Requirements.
Your copy should be exact, beginning at the line containing "Emit a component" and ending at the line containing "Check, CircleHelp, X", with both lines kept and every picture dropped.
## begin
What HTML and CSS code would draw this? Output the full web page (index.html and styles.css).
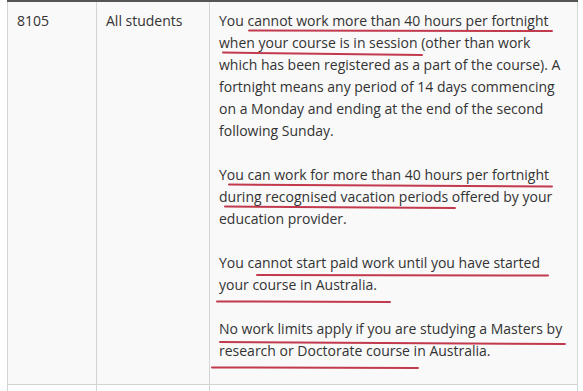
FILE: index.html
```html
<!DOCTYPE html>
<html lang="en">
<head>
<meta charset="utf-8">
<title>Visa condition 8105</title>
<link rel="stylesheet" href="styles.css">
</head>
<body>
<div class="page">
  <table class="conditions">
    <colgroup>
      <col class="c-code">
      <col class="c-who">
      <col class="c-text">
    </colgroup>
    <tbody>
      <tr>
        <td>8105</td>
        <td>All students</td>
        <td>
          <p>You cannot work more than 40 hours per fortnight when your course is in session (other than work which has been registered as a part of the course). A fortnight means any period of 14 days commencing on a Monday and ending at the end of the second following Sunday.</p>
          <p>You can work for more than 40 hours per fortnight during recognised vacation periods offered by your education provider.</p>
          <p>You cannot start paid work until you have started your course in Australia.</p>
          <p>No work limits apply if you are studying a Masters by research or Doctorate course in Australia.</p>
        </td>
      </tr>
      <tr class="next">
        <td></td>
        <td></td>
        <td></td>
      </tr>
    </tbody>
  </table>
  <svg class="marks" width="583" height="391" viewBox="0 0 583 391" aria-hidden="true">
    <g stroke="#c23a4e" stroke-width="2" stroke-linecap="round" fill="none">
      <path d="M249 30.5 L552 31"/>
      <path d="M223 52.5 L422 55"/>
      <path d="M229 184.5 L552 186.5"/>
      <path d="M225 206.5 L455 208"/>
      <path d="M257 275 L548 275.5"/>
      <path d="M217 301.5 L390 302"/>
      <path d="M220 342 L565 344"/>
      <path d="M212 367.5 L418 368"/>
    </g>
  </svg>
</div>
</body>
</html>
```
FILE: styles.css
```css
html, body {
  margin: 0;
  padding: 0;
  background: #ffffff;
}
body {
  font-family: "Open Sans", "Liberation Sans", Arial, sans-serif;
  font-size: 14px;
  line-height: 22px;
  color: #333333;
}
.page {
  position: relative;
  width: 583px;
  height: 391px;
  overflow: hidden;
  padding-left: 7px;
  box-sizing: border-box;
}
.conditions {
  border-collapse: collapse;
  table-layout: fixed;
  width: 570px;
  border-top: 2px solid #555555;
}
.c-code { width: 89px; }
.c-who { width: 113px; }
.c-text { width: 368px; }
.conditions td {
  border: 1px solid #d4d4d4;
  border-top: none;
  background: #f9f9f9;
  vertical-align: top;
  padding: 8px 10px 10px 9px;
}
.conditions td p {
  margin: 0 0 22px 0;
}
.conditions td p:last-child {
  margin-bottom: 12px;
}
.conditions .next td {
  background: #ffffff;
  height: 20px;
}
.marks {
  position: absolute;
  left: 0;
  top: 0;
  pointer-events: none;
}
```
## end
## begin
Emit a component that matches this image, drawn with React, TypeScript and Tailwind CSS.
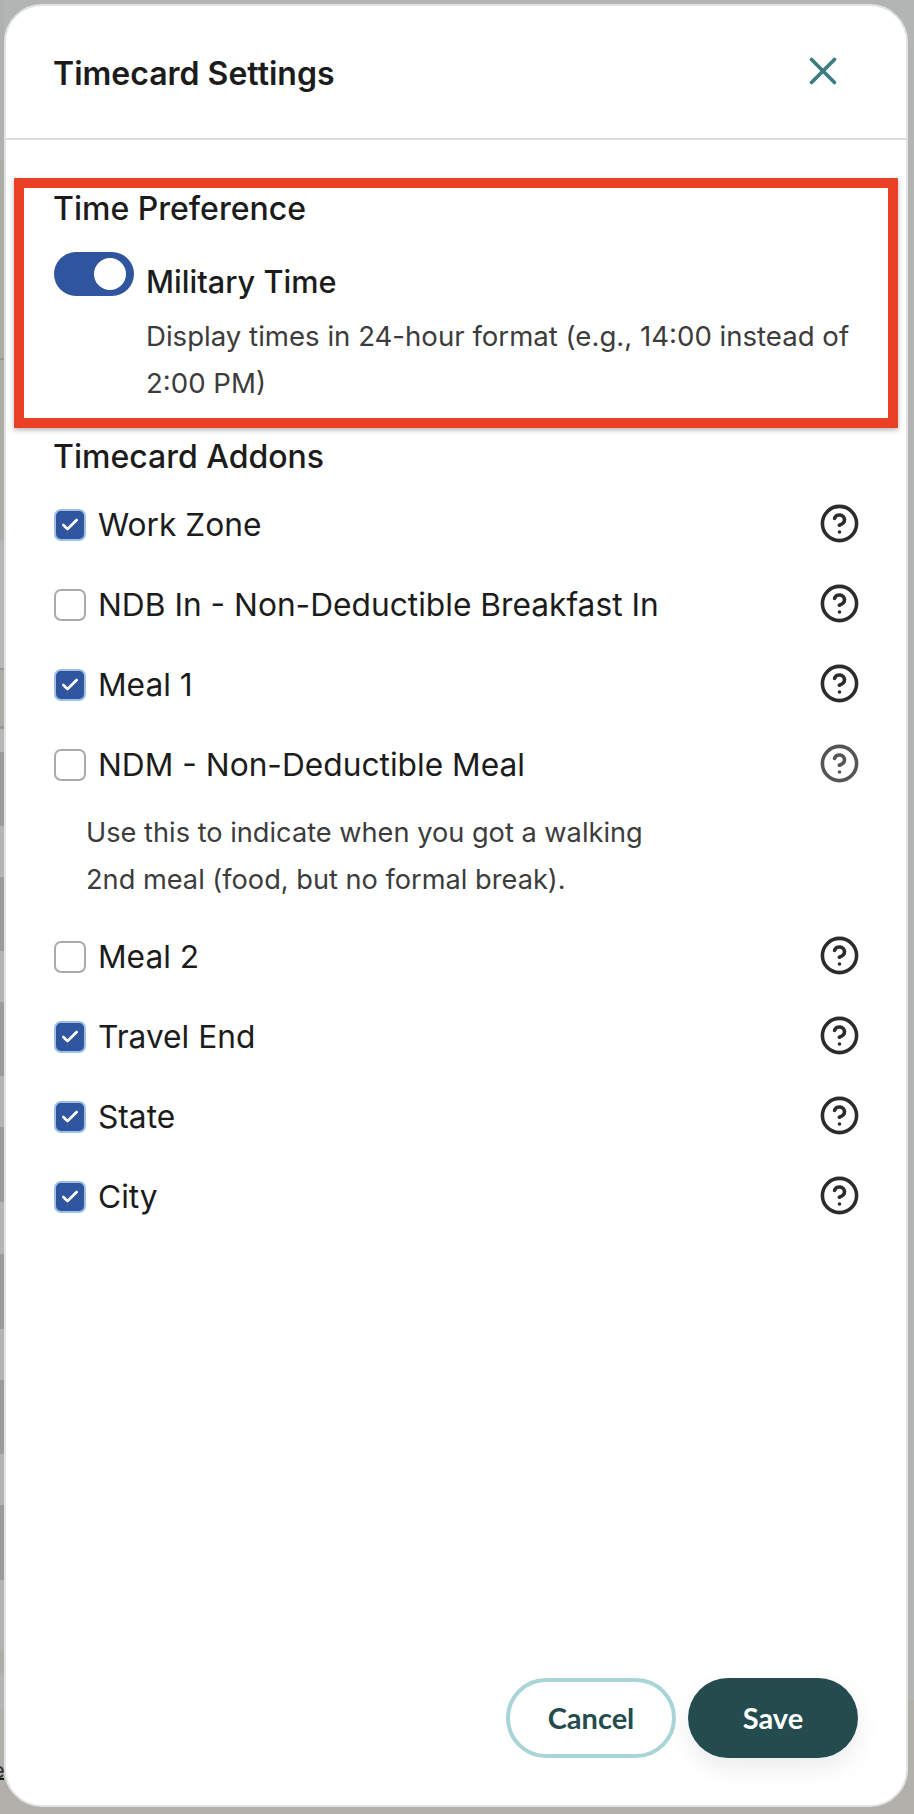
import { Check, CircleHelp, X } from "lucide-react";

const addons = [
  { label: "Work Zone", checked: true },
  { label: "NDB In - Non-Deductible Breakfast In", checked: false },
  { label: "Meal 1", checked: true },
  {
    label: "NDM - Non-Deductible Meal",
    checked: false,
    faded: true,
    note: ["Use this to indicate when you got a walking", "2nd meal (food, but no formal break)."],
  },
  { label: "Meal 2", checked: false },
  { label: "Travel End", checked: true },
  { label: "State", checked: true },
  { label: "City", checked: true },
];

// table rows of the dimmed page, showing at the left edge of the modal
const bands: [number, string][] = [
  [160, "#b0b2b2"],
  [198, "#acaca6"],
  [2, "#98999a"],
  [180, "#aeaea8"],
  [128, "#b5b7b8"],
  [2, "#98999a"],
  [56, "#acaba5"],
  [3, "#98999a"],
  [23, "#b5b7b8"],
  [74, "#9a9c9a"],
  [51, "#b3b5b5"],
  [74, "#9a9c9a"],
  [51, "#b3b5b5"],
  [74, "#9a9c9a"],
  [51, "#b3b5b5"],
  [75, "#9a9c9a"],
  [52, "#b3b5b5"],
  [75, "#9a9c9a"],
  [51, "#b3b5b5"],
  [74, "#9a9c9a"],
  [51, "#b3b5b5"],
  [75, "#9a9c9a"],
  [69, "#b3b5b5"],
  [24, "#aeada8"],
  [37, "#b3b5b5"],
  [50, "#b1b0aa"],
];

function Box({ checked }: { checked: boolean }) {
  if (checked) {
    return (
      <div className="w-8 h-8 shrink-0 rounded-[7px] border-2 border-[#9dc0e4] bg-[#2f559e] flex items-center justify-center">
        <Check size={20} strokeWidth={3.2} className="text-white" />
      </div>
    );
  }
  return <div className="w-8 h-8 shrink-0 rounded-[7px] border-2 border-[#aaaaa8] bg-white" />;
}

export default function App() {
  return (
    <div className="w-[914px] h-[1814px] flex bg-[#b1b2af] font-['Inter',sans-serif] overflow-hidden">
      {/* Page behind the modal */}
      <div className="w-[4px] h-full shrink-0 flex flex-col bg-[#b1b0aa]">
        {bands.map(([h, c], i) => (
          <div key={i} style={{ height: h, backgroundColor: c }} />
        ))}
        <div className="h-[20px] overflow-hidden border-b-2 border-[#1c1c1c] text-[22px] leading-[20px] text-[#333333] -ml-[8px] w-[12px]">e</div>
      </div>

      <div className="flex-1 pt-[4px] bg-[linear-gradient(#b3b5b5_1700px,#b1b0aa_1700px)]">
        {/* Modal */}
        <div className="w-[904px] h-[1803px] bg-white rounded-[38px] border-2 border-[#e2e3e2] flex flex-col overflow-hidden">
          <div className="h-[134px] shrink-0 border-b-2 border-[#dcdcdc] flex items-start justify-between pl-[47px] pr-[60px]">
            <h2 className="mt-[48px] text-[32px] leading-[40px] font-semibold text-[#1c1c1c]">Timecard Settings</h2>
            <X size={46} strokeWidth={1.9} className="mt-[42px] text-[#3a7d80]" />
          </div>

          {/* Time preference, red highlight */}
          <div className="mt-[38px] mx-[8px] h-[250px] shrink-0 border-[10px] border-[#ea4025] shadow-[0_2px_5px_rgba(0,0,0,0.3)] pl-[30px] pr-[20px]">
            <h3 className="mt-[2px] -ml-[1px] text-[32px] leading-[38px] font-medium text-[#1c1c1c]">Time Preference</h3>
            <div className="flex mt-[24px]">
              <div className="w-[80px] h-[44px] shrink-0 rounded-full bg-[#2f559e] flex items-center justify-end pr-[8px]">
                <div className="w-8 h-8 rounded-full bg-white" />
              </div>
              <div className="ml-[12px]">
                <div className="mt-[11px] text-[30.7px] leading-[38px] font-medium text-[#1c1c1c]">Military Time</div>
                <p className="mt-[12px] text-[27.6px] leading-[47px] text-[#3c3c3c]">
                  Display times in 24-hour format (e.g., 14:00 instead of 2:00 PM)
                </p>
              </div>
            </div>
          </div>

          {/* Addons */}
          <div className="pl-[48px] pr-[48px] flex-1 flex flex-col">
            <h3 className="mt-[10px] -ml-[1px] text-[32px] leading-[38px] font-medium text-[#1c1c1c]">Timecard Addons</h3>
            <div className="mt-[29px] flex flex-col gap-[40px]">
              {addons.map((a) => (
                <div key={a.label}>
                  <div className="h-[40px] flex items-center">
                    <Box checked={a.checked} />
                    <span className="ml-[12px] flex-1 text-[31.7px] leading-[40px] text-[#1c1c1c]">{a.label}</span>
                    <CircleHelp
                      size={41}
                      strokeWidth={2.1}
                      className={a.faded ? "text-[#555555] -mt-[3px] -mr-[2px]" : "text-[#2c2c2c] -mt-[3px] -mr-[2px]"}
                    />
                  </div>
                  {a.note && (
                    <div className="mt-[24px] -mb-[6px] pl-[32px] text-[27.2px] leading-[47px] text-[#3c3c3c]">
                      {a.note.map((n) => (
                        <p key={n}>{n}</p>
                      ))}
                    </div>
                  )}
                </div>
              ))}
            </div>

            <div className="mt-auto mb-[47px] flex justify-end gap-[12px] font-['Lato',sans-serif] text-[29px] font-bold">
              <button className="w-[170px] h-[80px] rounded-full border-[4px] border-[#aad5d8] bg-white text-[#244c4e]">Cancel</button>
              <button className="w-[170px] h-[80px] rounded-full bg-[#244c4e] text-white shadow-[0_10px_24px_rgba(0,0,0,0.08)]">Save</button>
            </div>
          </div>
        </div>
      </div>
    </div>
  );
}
## end
## begin
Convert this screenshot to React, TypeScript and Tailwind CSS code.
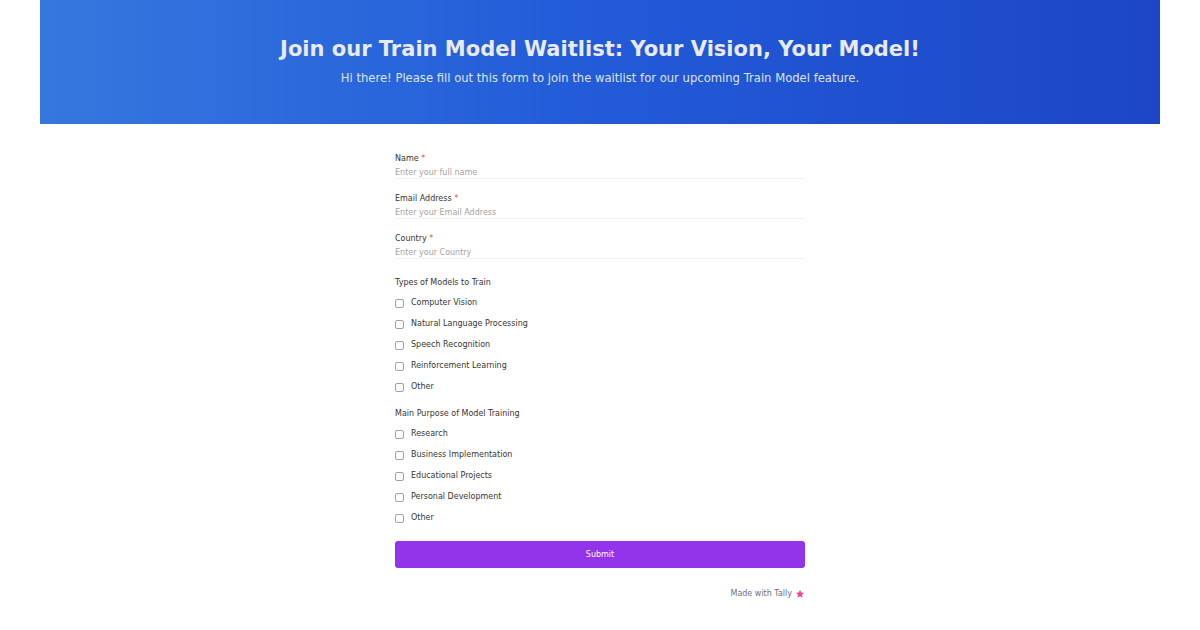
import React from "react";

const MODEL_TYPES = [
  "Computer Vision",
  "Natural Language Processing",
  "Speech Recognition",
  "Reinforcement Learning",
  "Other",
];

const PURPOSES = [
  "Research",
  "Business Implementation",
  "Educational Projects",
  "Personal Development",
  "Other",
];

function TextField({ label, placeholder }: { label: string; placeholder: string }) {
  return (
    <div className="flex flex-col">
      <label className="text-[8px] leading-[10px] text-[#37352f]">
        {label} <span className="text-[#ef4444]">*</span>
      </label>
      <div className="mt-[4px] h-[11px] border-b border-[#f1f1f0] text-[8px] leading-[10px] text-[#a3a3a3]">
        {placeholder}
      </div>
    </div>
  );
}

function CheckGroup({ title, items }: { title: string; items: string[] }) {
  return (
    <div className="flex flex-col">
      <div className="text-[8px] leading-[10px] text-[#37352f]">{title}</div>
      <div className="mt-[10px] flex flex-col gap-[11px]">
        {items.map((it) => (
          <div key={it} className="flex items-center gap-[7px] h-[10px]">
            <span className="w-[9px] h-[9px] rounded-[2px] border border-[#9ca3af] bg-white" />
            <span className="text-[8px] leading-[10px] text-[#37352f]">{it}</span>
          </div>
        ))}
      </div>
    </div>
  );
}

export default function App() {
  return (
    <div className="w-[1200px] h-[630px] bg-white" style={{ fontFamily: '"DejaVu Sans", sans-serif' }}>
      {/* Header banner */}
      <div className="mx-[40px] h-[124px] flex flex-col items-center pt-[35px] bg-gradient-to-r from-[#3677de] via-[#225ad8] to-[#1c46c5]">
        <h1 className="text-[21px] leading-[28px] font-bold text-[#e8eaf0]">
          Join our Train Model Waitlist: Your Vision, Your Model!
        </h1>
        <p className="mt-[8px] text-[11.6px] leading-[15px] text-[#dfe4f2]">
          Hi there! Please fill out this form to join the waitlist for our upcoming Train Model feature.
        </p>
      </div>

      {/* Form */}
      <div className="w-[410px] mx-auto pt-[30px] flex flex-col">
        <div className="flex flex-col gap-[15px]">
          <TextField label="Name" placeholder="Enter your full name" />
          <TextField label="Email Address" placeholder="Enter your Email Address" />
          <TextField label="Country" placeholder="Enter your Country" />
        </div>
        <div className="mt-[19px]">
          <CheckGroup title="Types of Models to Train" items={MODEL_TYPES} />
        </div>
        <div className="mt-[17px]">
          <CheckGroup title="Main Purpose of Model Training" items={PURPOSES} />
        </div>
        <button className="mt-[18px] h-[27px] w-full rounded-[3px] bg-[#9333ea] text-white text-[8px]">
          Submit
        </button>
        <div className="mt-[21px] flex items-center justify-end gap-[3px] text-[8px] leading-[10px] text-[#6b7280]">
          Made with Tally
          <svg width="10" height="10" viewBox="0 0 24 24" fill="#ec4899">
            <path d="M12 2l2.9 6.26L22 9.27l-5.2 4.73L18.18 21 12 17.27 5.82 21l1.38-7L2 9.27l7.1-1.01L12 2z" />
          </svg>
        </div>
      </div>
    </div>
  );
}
## end
Task result.
Emit a component that matches this image, drawn with React, TypeScript and Tailwind CSS.
import { Check, CircleHelp, X } from "lucide-react";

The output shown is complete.